RAW RECORDS:
________
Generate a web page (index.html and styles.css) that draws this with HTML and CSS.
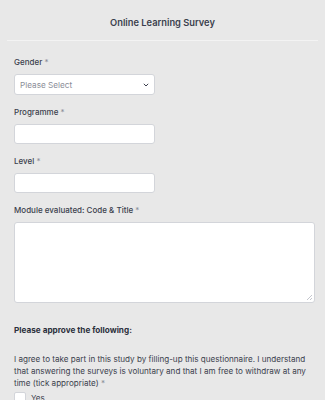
FILE: index.html
```html
<!DOCTYPE html>
<html lang="en">
    <head>
        <meta charset="utf-8">
        <title>Online Learning Survey</title>
        <meta name="viewport" content="width=device-width, initial-scale=1">
        <link rel="stylesheet" href="styles.css">
    </head>
    <body>
        <div class="formHeader">
            <h1 class="formTitle">Online Learning Survey</h1>
        </div>

        <div class="field">
            <label class="fieldLabel">Gender <span class="req">*</span></label>
            <div class="selectBox">
                <span class="placeholder">Please Select</span>
                <svg class="caret" width="6" height="4" viewBox="0 0 6 4"><path d="M0.8 0.8 L3 3 L5.2 0.8" fill="none" stroke="#3b3f4d" stroke-width="1"/></svg>
            </div>
        </div>

        <div class="field">
            <label class="fieldLabel">Programme <span class="req">*</span></label>
            <div class="textInput"></div>
        </div>

        <div class="field">
            <label class="fieldLabel">Level <span class="req">*</span></label>
            <div class="textInput"></div>
        </div>

        <div class="field">
            <label class="fieldLabel">Module evaluated: Code &amp; Title <span class="req">*</span></label>
            <div class="textArea">
                <svg class="grip" width="6" height="6" viewBox="0 0 6 6"><path d="M1 6 L6 1 M4 6 L6 4" stroke="#b5b8c0" stroke-width="0.8"/></svg>
            </div>
        </div>

        <h2 class="sectionHead">Please approve the following:</h2>

        <div class="field">
            <p class="consent">I agree to take part in this study by filling-up this questionnaire. I understand that answering the surveys is voluntary and that I am free to withdraw at any time (tick appropriate) <span class="req">*</span></p>
            <div class="checkRow">
                <span class="checkBox"></span>
                <span class="checkText">Yes</span>
            </div>
        </div>
    </body>
</html>
```

FILE: styles.css
```css
html, body {
    margin: 0;
    padding: 0;
}

body {
    background-color: #e8e8e8;
    font-family: Inter, "Noto Sans", sans-serif;
    color: #3b3f4d;
    width: 325px;
    height: 400px;
    overflow: hidden;
}

.formHeader {
    margin: 0 7px;
    padding: 16px 0 10px 0;
    border-bottom: 1px solid #f3f3f3;
    text-align: center;
}

.formTitle {
    margin: 0;
    font-size: 9.3px;
    font-weight: 600;
    line-height: 14px;
    color: #3b3f4d;
}

.field {
    padding: 0 10px 0 14px;
}

.fieldLabel {
    display: block;
    font-size: 8px;
    font-weight: 500;
    line-height: 12px;
    margin-bottom: 6px;
}

.req {
    color: #8a8e98;
    font-weight: 400;
}

.field:nth-of-type(2) {
    margin-top: 15px;
}

.selectBox {
    box-sizing: border-box;
    width: 141px;
    height: 21px;
    background: #fff;
    border: 1px solid #d3d5da;
    border-radius: 3px;
    display: flex;
    align-items: center;
    justify-content: space-between;
    padding: 0 5px 0 5px;
    margin-bottom: 11px;
}

.placeholder {
    font-size: 8.2px;
    color: #8a8e98;
}

.textInput {
    box-sizing: border-box;
    width: 141px;
    height: 20px;
    background: #fff;
    border: 1px solid #d3d5da;
    border-radius: 3px;
    margin-bottom: 11px;
}

.textArea {
    box-sizing: border-box;
    position: relative;
    width: 301px;
    height: 81px;
    background: #fff;
    border: 1px solid #d3d5da;
    border-radius: 3px;
}

.grip {
    position: absolute;
    right: 2px;
    bottom: 2px;
}

.sectionHead {
    margin: 21px 0 0 14px;
    font-size: 8.2px;
    font-weight: 700;
    line-height: 12px;
    color: #2c303c;
}

.consent {
    margin: 17px 0 0 0;
    font-size: 8.1px;
    line-height: 12px;
    color: #3b3f4d;
}

.checkRow {
    display: flex;
    align-items: center;
    margin-top: 3px;
}

.checkBox {
    width: 10px;
    height: 10px;
    background: #fff;
    border: 1px solid #d3d5da;
    border-radius: 2px;
    margin-right: 5px;
}

.checkText {
    font-size: 8px;
    line-height: 10px;
    color: #3b3f4d;
}
```
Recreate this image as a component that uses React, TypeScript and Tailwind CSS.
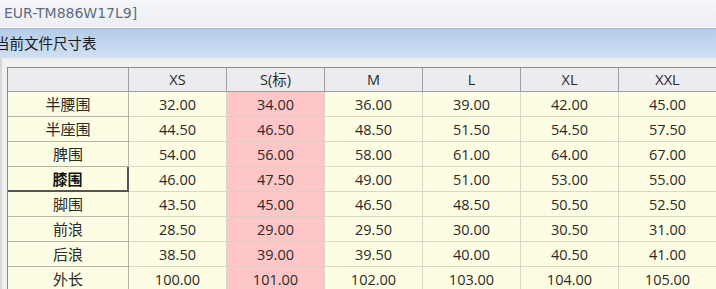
import React from "react";

const cols = ["XS", "S(标)", "M", "L", "XL", "XXL"];
const rows: [string, string[]][] = [
  ["半腰围", ["32.00", "34.00", "36.00", "39.00", "42.00", "45.00"]],
  ["半座围", ["44.50", "46.50", "48.50", "51.50", "54.50", "57.50"]],
  ["脾围", ["54.00", "56.00", "58.00", "61.00", "64.00", "67.00"]],
  ["膝围", ["46.00", "47.50", "49.00", "51.00", "53.00", "55.00"]],
  ["脚围", ["43.50", "45.00", "46.50", "48.50", "50.50", "52.50"]],
  ["前浪", ["28.50", "29.00", "29.50", "30.00", "30.50", "31.00"]],
  ["后浪", ["38.50", "39.00", "39.50", "40.00", "40.50", "41.00"]],
  ["外长", ["100.00", "101.00", "102.00", "103.00", "104.00", "105.00"]],
];

export default function App() {
  return (
    <div
      className="w-[716px] h-[289px] overflow-hidden bg-[#f0f0f0] flex flex-col"
      style={{ fontFamily: '"Open Sans", "Noto Sans CJK SC", sans-serif' }}
    >
      <div
        className="h-[28px] shrink-0 bg-gradient-to-b from-[#f6f7f9] to-[#eceef2] border-b border-[#ffffff] flex items-center pl-[4px] text-[14px] text-[#5d6b80]"
        style={{ fontFamily: '"DejaVu Sans", sans-serif' }}
      >
        EUR-TM886W17L9]
      </div>
      <div className="h-[30px] shrink-0 bg-gradient-to-b from-[#b5cce8] to-[#d0e0f2] border-t border-[#9cb7db] flex items-center text-[14.5px] text-[#1a1a1a] overflow-hidden">
        <span className="-ml-[5px]">当前文件尺寸表</span>
      </div>
      <div className="flex-1 border-l-2 border-[#d8d8d8] pl-[5px] pt-[9px]">
        <div className="border-l border-t border-[#8a8a8a] w-max">
          <div className="grid grid-cols-[121px_98px_98px_98px_98px_98px_98px] text-[#2a2a2a]">
            <div className="h-[24px] bg-[#ececf0] border-r border-b border-[#a0a0a0]" />
            {cols.map((c) => (
              <div
                key={c}
                className="h-[24px] pt-[1px] bg-[#ececf0] border-r border-b border-[#a0a0a0] flex items-center justify-center text-[14.5px]"
              >
                {c}
              </div>
            ))}
            {rows.map(([label, vals]) => (
              <React.Fragment key={label}>
                {label === "膝围" ? (
                  <div className="h-[25px] pt-[1px] bg-[#fdfde4] border-r-2 border-b-2 border-[#555] flex items-center justify-center text-[15px] font-bold text-[#111]">
                    {label}
                  </div>
                ) : (
                  <div className="h-[25px] pt-[1px] bg-[#fdfde4] border-r border-b border-[#b5b5a8] flex items-center justify-center text-[15px]">
                    {label}
                  </div>
                )}
                {vals.map((v, i) => (
                  <div
                    key={i}
                    className={
                      i === 1
                        ? "h-[25px] pt-[1px] bg-[#fec6c6] border-r border-b border-[#d8d0c4] flex items-center justify-center text-[14.5px]"
                        : "h-[25px] pt-[1px] bg-[#fdfde4] border-r border-b border-[#d8d8c8] flex items-center justify-center text-[14.5px]"
                    }
                  >
                    {v}
                  </div>
                ))}
              </React.Fragment>
            ))}
          </div>
        </div>
      </div>
    </div>
  );
}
________
PROBLEM REQUIREMENTS:
Using the listing above, repeat word for word each line from the one with "Recreate this image" down to the one with "import React from", both included. Omit all pictures.

EXERCISE ANSWER:
Recreate this image as a component that uses React, TypeScript and Tailwind CSS.
import React from "react";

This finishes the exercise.